One situation you cannot restrict: active-duty military members have a federal right to terminate a residential lease early if they receive orders for a permanent change of station or a deployment of 90 days or more. The tenant must deliver written notice along with a copy of their military orders, and the lease terminates 30 days after the next rent payment is due following that notice.6Office of the Law Revision Counsel. 50 US Code 3955 – Termination of Residential or Motor Vehicle Leases This right exists regardless of what the lease says, so including a clause that acknowledges it avoids confusion and shows compliance. Any provision that attempts to impose penalties for a military-related termination is unenforceable.
Not everything you write into a lease will hold up. Courts regularly refuse to enforce clauses that violate tenant protections, even if the tenant signed the document. Understanding where the legal lines are keeps you from relying on provisions that won’t help you when it matters.

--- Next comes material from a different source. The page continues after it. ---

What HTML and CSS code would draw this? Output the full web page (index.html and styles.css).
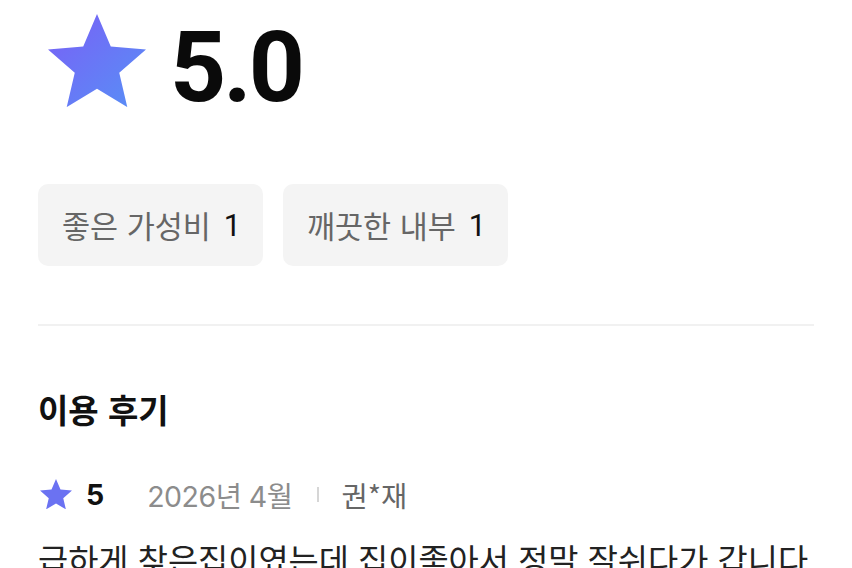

The Fair Housing Act prohibits any lease term that discriminates based on race, color, religion, sex, national origin, familial status, or disability. That includes indirect discrimination — a clause banning children from common areas, for instance, violates the familial status protection even if it doesn’t mention families by name. For tenants with disabilities, the law requires landlords to allow reasonable modifications to the unit at the tenant’s expense and to make reasonable accommodations in policies that would otherwise restrict the tenant’s equal use of the property.7Office of the Law Revision Counsel. 42 US Code 3604 – Discrimination in the Sale or Rental of Housing
Beyond anti-discrimination law, several types of clauses are unenforceable in most jurisdictions even though they show up in off-the-shelf lease templates:
If your lease template contains any of these, cross them out or delete them before anyone signs. Leaving them in doesn’t just make those clauses useless — it can also create the impression that you’re trying to mislead the tenant, which hurts your credibility in any future dispute.
Before handing the lease to anyone for a signature, read through the entire document one more time. Check every field for accuracy: names spelled correctly, dates that match what you agreed on, dollar amounts written consistently in both the rent and deposit sections. Look for blank spaces that should have been filled in. A blank field on a signed lease is an invitation for someone to fill it in later, and that never ends well.
Read every pre-printed clause too, not just the sections you filled in. Standard lease templates often include boilerplate language about noise, guest policies, alterations to the property, insurance requirements, and dispute resolution. You are agreeing to all of it by signing, even the parts you didn’t write. If anything is unclear or seems unreasonable, this is the time to negotiate changes or consult an attorney — not after the lease is already signed.
Once everyone is satisfied, all parties sign and date the agreement in the designated spaces. Every adult tenant listed on the lease should sign. If there’s a co-signer or guarantor, they sign separately, usually on an attached guarantor addendum. Some states require witnesses or notarization for certain types of lease agreements, so check local requirements if you’re unsure.
Every person who signed the lease gets a complete copy, including all attachments and addendums. This is not a courtesy — in many states, the landlord is legally required to provide the tenant with a copy. Store your own copy somewhere secure and easily accessible, because you will reference it the next time a question about the tenancy comes up.
The next practical step is a move-in inspection. Walk through the property with the tenant and document the condition of every room, surface, and fixture before they move their belongings in. A good inspection covers walls, floors, windows, appliances, plumbing fixtures, light switches, smoke detectors, and any existing damage no matter how minor.8HUD. Appendix 5 – Move-In Move-Out Inspection Form Both parties should sign and date the completed inspection report. This document is your baseline when the tenancy ends — without it, security deposit disputes become a guessing game about what damage was already there.
Finally, confirm that the initial rent payment and security deposit have been received and provide a written receipt. If your state requires the security deposit to be held in a separate account or an interest-bearing account, set that up before or immediately after collecting the funds. Getting these administrative details right at the start is far easier than untangling them at the end of a contentious move-out.